30/08/2015

...o homem do balão

…verão rima com silly season, dizem! Não sei, mas num país em que antes mesmo do início da época futebolística e da Festa do Pontal há a época dos fogos, tudo se permite e tudo é imaginável. Aliás, há uma forma bélica de retratar essa temporada – fase Bravo. Bravo, bravíssimo, por cá aplaude-se a morte do verde belo. Isto a propósito de um pedaço de terreno com meia dúzia de eucaliptos com porte bulímico, que resiste a arder há já vários dias aqui ao lado e que já motivou a intervenção de um helicóptero, uma carrinha envelhecida dos bombeiros e o esforço de guerra do pessoal da junta de freguesia. Não houve feridos nem danos de maior, apenas uma velhota de bengala que vinha com andar sofrido da benda, no momento decisivo em que do céu caiu uma queda de água.
Esta semana houve festa, foguetório música e animação. Na sexta-feira o artista da terra não granjeou críticas muito entusiasmantes, a avaliar pelos artigos de opinião ao balcão enquanto saboreava um café na dita benda. No sábado o elenco esteve bem melhor, ritmo festa de aldeia, duas bailarinas voluptuosas a hipnotizar os pais de família mais austeros, e as letras brejeiras em contraste com a santidade do evento. Café do clube de futebol da terra, cheio de garrafas vazias e no balcão, alternavam pires de amendoim com histórias da Chuissa e da Françia com o sotaque da terra.
Domingo, a mercearia nesse dia estava vazia, por norma a manhã é devotada às cerimónias religiosas, a tarde ao paganismo, mas antes a procissão e sermão comme d’habitude. Enquanto saboreava um dominicano fumo, e lia Bolaño, ainda consegui espreitar um pouco do sermão: temas pungentes- o pecado, o inferno & as tentações. No final, a procissão em que metade dos devotos desfila por convicção e outra por obrigação.
Há um costume que me fascina e só encontro por estas bandas, por entre um mar de flores, Nossa Senhora segue o passo cadenciado da fanfarra, segurando um belo rosário carregando notas de euro. Podiam ser títulos de dívida pública ou coco bonds, mas não deixa de ser subliminar esta devoção ao capital financeiro.
As festas de aldeia são das coisas mais fascinantes que existem: metade encosta-se nos cantos do adro, de braços cruzados como que se refugiando num olhar contemplativo, e outra metade observa as moças que dançam no palco e os pares de mulheres casadas e raparigas solteiras que desesperam pela falta de um pé de dança masculino. Os homens por sua vez, bebem uma cerveja no bar do clube, entre remoques sobre a última contratação do Benfica ou a discutir as estórias do ano que passou. O ano tem duas metades, antes da festa de depois da festa. No meio fica o olhar vazio do homem que vende balões. No ar respira-se um aroma doce a pipocas.
Finda a festa, a aldeia volta aos seu ritmo frenético, o amanhecer com a luta desenfreada dos galos, o sino a cantar a marcha do tempo, o melro a acabar com o resto da fruta que ainda resiste aqui no pomar e o gato da vizinha à espera que lhe traga um resto de qualquer coisa do jantar de ontem. Na mercearia, a velha está sentada e vai ditando a ladainha do costume, três trigos, um manteiga, um pacote de arroz e um pouco de queijo fatiado.
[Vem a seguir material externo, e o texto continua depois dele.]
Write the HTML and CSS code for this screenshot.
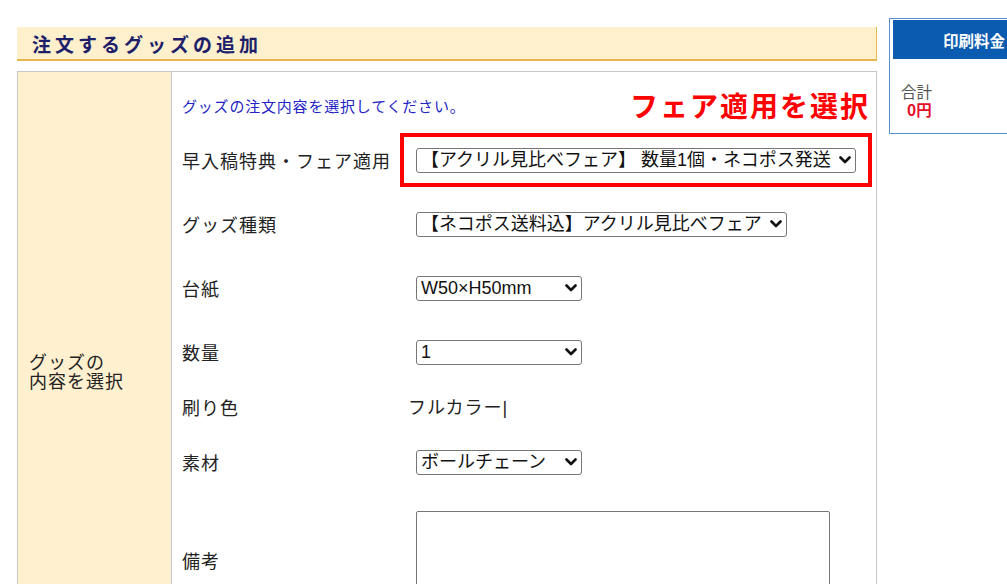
FILE: index.html
```html
<!DOCTYPE html>
<html lang="ja">
<head>
<meta charset="utf-8">
<title>注文するグッズの追加</title>
<link rel="stylesheet" href="styles.css">
</head>
<body>
<div class="page">
  <main class="main">
    <div class="section-head">
      <h2 class="section-title">注文するグッズの追加</h2>
    </div>
    <div class="order-table">
      <div class="side-cell">
        <p class="side-label">グッズの<br>内容を選択</p>
      </div>
      <div class="form-cell">
        <div class="intro">
          <p class="intro-text">グッズの注文内容を選択してください。</p>
          <p class="callout">フェア適用を選択</p>
        </div>
        <div class="form-row">
          <span class="label">早入稿特典・フェア適用</span>
          <div class="value">
            <select class="sel sel-wide">
              <option>【アクリル見比べフェア】 数量1個・ネコポス発送</option>
            </select>
          </div>
          <div class="highlight-box"></div>
        </div>
        <div class="form-row">
          <span class="label">グッズ種類</span>
          <div class="value">
            <select class="sel sel-mid">
              <option>【ネコポス送料込】アクリル見比べフェア</option>
            </select>
          </div>
        </div>
        <div class="form-row">
          <span class="label">台紙</span>
          <div class="value">
            <select class="sel sel-narrow">
              <option>W50×H50mm</option>
            </select>
          </div>
        </div>
        <div class="form-row">
          <span class="label">数量</span>
          <div class="value">
            <select class="sel sel-narrow">
              <option>1</option>
            </select>
          </div>
        </div>
        <div class="form-row form-row-text">
          <span class="label">刷り色</span>
          <div class="value"><span class="plain-value">フルカラー<span class="bar">|</span></span></div>
        </div>
        <div class="form-row">
          <span class="label">素材</span>
          <div class="value">
            <select class="sel sel-narrow">
              <option>ボールチェーン</option>
            </select>
          </div>
        </div>
        <div class="form-row form-row-note">
          <span class="label">備考</span>
          <div class="value">
            <textarea class="note"></textarea>
          </div>
        </div>
      </div>
    </div>
  </main>
  <aside class="price-panel">
    <div class="price-head">印刷料金</div>
    <div class="price-body">
      <p class="total-label">合計</p>
      <p class="total-value">0円</p>
    </div>
  </aside>
</div>
</body>
</html>
```

FILE: styles.css
```css
html, body {
  margin: 0;
  padding: 0;
  overflow: hidden;
  background: #ffffff;
}

body {
  font-family: "Noto Sans CJK JP", "Noto Sans", sans-serif;
  color: #222;
}

p, h2 {
  margin: 0;
}

.page {
  display: flex;
  align-items: flex-start;
  gap: 12px;
  padding: 18px 0 0 17px;
  width: 1200px;
}

.main {
  width: 860px;
  flex: none;
  padding-top: 9px;
}

.section-head {
  height: 32px;
  background: #fff0cd;
  border-bottom: 2px solid #e7b64e;
  border-right: 1px solid #e7b64e;
  display: flex;
  align-items: center;
  padding-left: 15px;
}

.section-title {
  font-size: 19px;
  font-weight: bold;
  letter-spacing: 4px;
  color: #1d1f6a;
  line-height: 1;
}

.order-table {
  margin-top: 10px;
  display: flex;
  border: 1px solid #c6c6c6;
  border-bottom: none;
  min-height: 540px;
}

.side-cell {
  width: 154px;
  flex: none;
  background: #fff0cf;
  border-right: 1px solid #c6c6c6;
  padding: 280px 0 0 11px;
  box-sizing: border-box;
}

.side-label {
  font-size: 18px;
  line-height: 19px;
  letter-spacing: 1px;
  color: #222;
}

.form-cell {
  flex: 1;
  padding-left: 10px;
}

.intro {
  display: flex;
  align-items: center;
  justify-content: space-between;
  height: 34px;
  padding: 16px 6px 6px 0;
}

.intro-text {
  font-size: 15px;
  letter-spacing: 0.8px;
  color: #2424c4;
}

.callout {
  font-size: 28px;
  font-weight: bold;
  letter-spacing: 2px;
  color: #ff0000;
  line-height: 34px;
}

.form-row {
  position: relative;
  display: flex;
  align-items: center;
  height: 64px;
}

.form-row-text {
  height: 46px;
}

.form-row-note {
  height: auto;
  padding-top: 17px;
}

.label {
  width: 226px;
  flex: none;
  font-size: 18px;
  letter-spacing: 1px;
  line-height: 24px;
  color: #222;
}

.value {
  display: flex;
  align-items: center;
}

.sel {
  -webkit-appearance: none;
  appearance: none;
  margin-left: 8px;
  height: 25px;
  font-family: "Liberation Sans", "Noto Sans CJK JP", sans-serif;
  font-size: 18px;
  line-height: 23px;
  color: #111;
  background-color: #fff;
  background-image: url("data:image/svg+xml,%3Csvg xmlns='http://www.w3.org/2000/svg' width='12' height='8' viewBox='0 0 12 8'%3E%3Cpath d='M1.5 1.5 L6 6 L10.5 1.5' fill='none' stroke='%23111' stroke-width='2.6' stroke-linecap='round' stroke-linejoin='round'/%3E%3C/svg%3E");
  background-repeat: no-repeat;
  background-position: right 4px center;
  background-size: 12px 8px;
  border: 1px solid #767676;
  border-radius: 3px;
  padding: 0 18px 0 4px;
  box-sizing: border-box;
}

.sel-wide {
  width: 440px;
}

.sel-mid {
  width: 371px;
}

.sel-narrow {
  width: 166px;
}

.plain-value {
  font-size: 18px;
  letter-spacing: 1px;
  line-height: 24px;
  color: #222;
}

.bar {
  font-family: "Liberation Sans", sans-serif;
  font-weight: normal;
}

.note {
  margin-left: 8px;
  width: 414px;
  height: 98px;
  box-sizing: border-box;
  border: 1px solid #767676;
  border-radius: 2px;
  resize: none;
}

.highlight-box {
  position: absolute;
  left: 218px;
  top: 5px;
  width: 472px;
  height: 54px;
  box-sizing: border-box;
  border: 4px solid #ff0000;
  pointer-events: none;
}

.price-panel {
  width: 170px;
  flex: none;
  border: 1px solid #5a90c8;
  padding: 1px 0 0 3px;
  box-sizing: border-box;
}

.price-head {
  height: 39px;
  background: #0b5cb0;
  color: #ffffff;
  font-size: 15.5px;
  font-weight: bold;
  display: flex;
  align-items: center;
  padding-left: 50px;
}

.price-body {
  padding: 23px 0 15px 8px;
}

.total-label {
  font-size: 15.5px;
  line-height: 18px;
  color: #555;
}

.total-value {
  font-size: 15.5px;
  line-height: 18px;
  font-weight: bold;
  color: #e3102c;
  padding-left: 6px;
}
```
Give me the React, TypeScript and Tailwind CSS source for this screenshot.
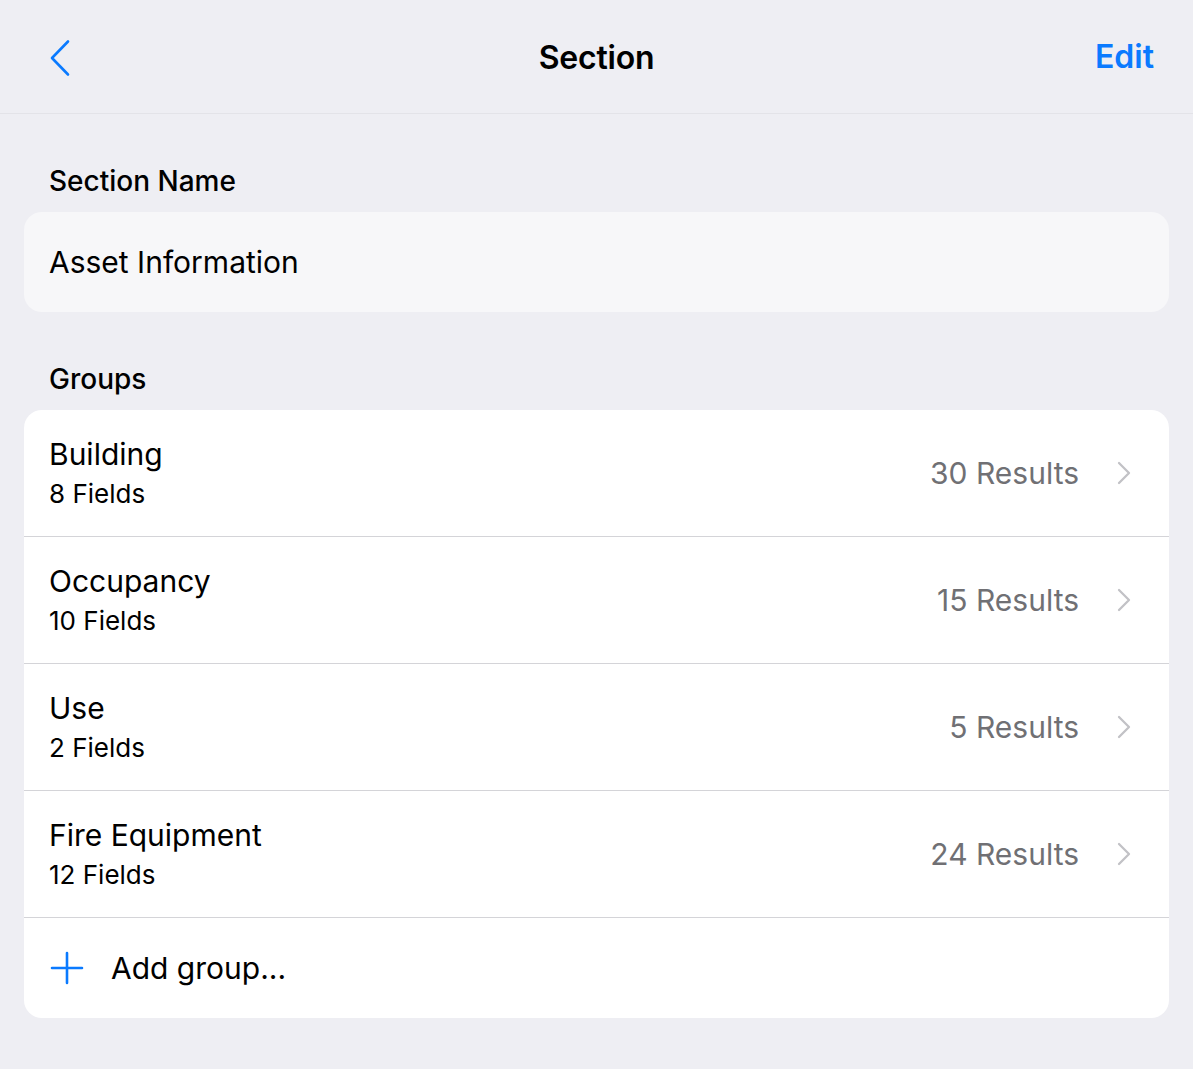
// ── Data ───────────────────────────────────────────────────────────────────

const GROUPS = [
  { name: "Building", fields: 8, results: 30 },
  { name: "Occupancy", fields: 10, results: 15 },
  { name: "Use", fields: 2, results: 5 },
  { name: "Fire Equipment", fields: 12, results: 24 },
];

// ── Icons ──────────────────────────────────────────────────────────────────

function BackChevron() {
  return (
    <svg width="22" height="38" viewBox="0 0 22 38" fill="none">
      <path d="M19 2.5 3 19l16 16.5" stroke="#0a7aff" strokeWidth="2.6" strokeLinecap="round" strokeLinejoin="round" />
    </svg>
  );
}

function RowChevron() {
  return (
    <svg width="14" height="24" viewBox="0 0 14 24" fill="none">
      <path d="M2 2l10 10L2 22" stroke="#c2c2c6" strokeWidth="2.3" strokeLinecap="round" strokeLinejoin="round" />
    </svg>
  );
}

function PlusIcon() {
  return (
    <svg width="34" height="34" viewBox="0 0 34 34" fill="none">
      <path d="M17 2v30M2 17h30" stroke="#0a7aff" strokeWidth="2.6" strokeLinecap="round" />
    </svg>
  );
}

// ── Component ──────────────────────────────────────────────────────────────

export default function App() {
  return (
    <div
      className="min-h-[1069px] bg-[#eeeef3] text-black"
      style={{ fontFamily: "Inter, 'Noto Sans', sans-serif" }}
    >
      {/* Nav bar */}
      <header className="h-[114px] border-b border-[#e3e3e8] flex items-center justify-between pl-[49px] pr-[39px] relative">
        <button className="mt-[2px]">
          <BackChevron />
        </button>
        <h1 className="absolute left-1/2 -translate-x-1/2 mt-[3px] text-[32px] font-semibold tracking-[-0.2px]">
          Section
        </h1>
        <button className="text-[#0a7aff] text-[32px] font-semibold">Edit</button>
      </header>

      <main className="px-[24px]">
        {/* Section name */}
        <p className="pl-[25px] pt-[50px] pb-[14px] text-[28px] font-medium leading-[34px]">
          Section Name
        </p>
        <div className="h-[100px] rounded-[18px] bg-[#f7f7f9] flex items-center px-[25px] text-[30px]">
          Asset Information
        </div>

        {/* Groups */}
        <p className="pl-[25px] pt-[50px] pb-[14px] text-[28px] font-medium leading-[34px]">
          Groups
        </p>
        <div className="rounded-[18px] bg-white overflow-hidden">
          {GROUPS.map((g) => (
            <div
              key={g.name}
              className="h-[127px] border-b border-[#d4d4d8] flex items-center pl-[25px] pr-[38px]"
            >
              <div className="flex-1 flex flex-col mt-[1px]">
                <span className="text-[30px] leading-[40px]">{g.name}</span>
                <span className="text-[26px] leading-[40px]">{g.fields} Fields</span>
              </div>
              <span className="text-[30px] text-[#707074] mr-[38px]">{g.results} Results</span>
              <RowChevron />
            </div>
          ))}
          <div className="h-[100px] flex items-center pl-[25px]">
            <div className="ml-[1px]">
              <PlusIcon />
            </div>
            <span className="ml-[27px] text-[30px]">Add group...</span>
          </div>
        </div>
      </main>
    </div>
  );
}
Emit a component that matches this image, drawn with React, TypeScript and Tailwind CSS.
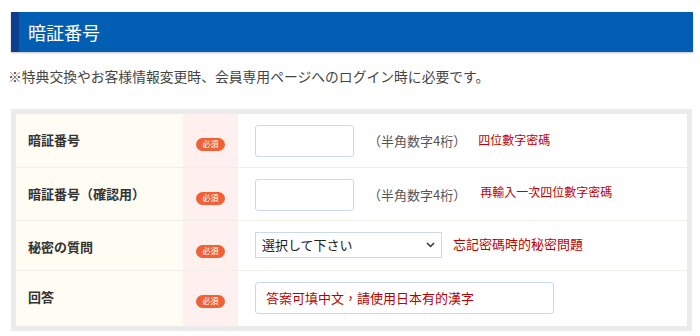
import React from 'react';

const jp = { fontFamily: '"Noto Sans CJK JP", "Noto Sans", sans-serif' };
const tc = { fontFamily: '"Noto Sans CJK TC", "Noto Sans", sans-serif' };

function Badge() {
  return (
    <span className="inline-flex h-[13px] w-[29px] items-center justify-center rounded-full bg-[#ef6236] text-[8px] leading-none text-white">
      必須
    </span>
  );
}

function Row({
  label,
  children,
  last,
}: {
  label: string;
  children: React.ReactNode;
  last?: boolean;
}) {
  return (
    <div className={`flex h-full ${last ? '' : 'border-b border-[#f1efe9]'}`}>
      <div className="w-[167px] shrink-0 bg-[#fffdf3] pl-[12px] pt-[16px] text-[13px] font-bold text-[#333]">
        {label}
      </div>
      <div className="flex w-[55px] shrink-0 justify-center bg-[#fdf0ee] pt-[24px]">
        <Badge />
      </div>
      <div className="flex flex-1 items-start bg-white pl-[17px] pt-[11px]">{children}</div>
    </div>
  );
}

export default function App() {
  return (
    <div className="h-[336px] w-[700px] bg-white text-[#333]" style={jp}>
      <div className="pt-[12px] pl-[11px] pr-[7px]">
        <div className="flex h-[40px] items-center border-l-[8px] border-[#0b3e8c] bg-[#015eb2] pl-[9px] shadow-[0_1px_2px_rgba(0,0,0,0.25)]">
          <span className="text-[18px] text-white">暗証番号</span>
        </div>
      </div>
      <p className="mt-[14px] pl-[8px] text-[13.8px] text-[#444]">
        ※特典交換やお客様情報変更時、会員専用ページへのログイン時に必要です。
      </p>
      <div className="ml-[11px] mr-[8px] mt-[22px] bg-[#ebebeb] p-[5px]">
        <div className="flex flex-col">
          <div className="h-[54px]">
            <Row label="暗証番号">
              <div className="h-[32px] w-[99px] rounded-[3px] border border-[#c9d9e6]" />
              <span className="ml-[14px] mt-[6px] text-[13px] text-[#555]">（半角数字4桁）</span>
              <span className="ml-[12px] mt-[6px] text-[12px] text-[#c00000]" style={tc}>
                四位數字密碼
              </span>
            </Row>
          </div>
          <div className="h-[53px]">
            <Row label="暗証番号（確認用）">
              <div className="h-[32px] w-[99px] rounded-[3px] border border-[#c9d9e6]" />
              <span className="ml-[14px] mt-[6px] text-[13px] text-[#555]">（半角数字4桁）</span>
              <span className="ml-[14px] mt-[4px] text-[12px] text-[#c00000]" style={tc}>
                再輸入一次四位數字密碼
              </span>
            </Row>
          </div>
          <div className="h-[50px]">
            <Row label="秘密の質問">
              <div className="flex h-[26px] w-[187px] items-center justify-between border border-[#c9d9e6] px-[6px] text-[13px] text-[#222]">
                <span>選択して下さい</span>
                <svg width="9" height="6" viewBox="0 0 9 6" fill="none" stroke="#333" strokeWidth="1.5">
                  <path d="M1 1l3.5 3.5L8 1" />
                </svg>
              </div>
              <span className="ml-[11px] mt-[2px] text-[13px] text-[#c00000]" style={tc}>
                忘記密碼時的秘密問題
              </span>
            </Row>
          </div>
          <div className="h-[55px]">
            <Row label="回答" last>
              <div
                className="flex h-[32px] w-[299px] items-center rounded-[3px] border border-[#c9d9e6] pl-[10px] text-[13px] text-[#c00000]"
                style={tc}
              >
                答案可填中文，請使用日本有的漢字
              </div>
            </Row>
          </div>
        </div>
      </div>
    </div>
  );
}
Aqui ao lado, o resto da caruma ainda fumega. Mesmo assim o casal de corvos ainda por cá pernoitou. Devem estar de partida, pois o barulho dos tractores já se faz ouvir com alguma intensidade e o homem do peixe já passou com a buzina encravada. O sino acabou de tocar, ai vão eles…os corvos. O verão acabou…nos próximos dias vai chover, e nos restantes também. O verão acaba quando entramos de férias. Começa quando acordamos na azáfama do primeiro dia de trabalho.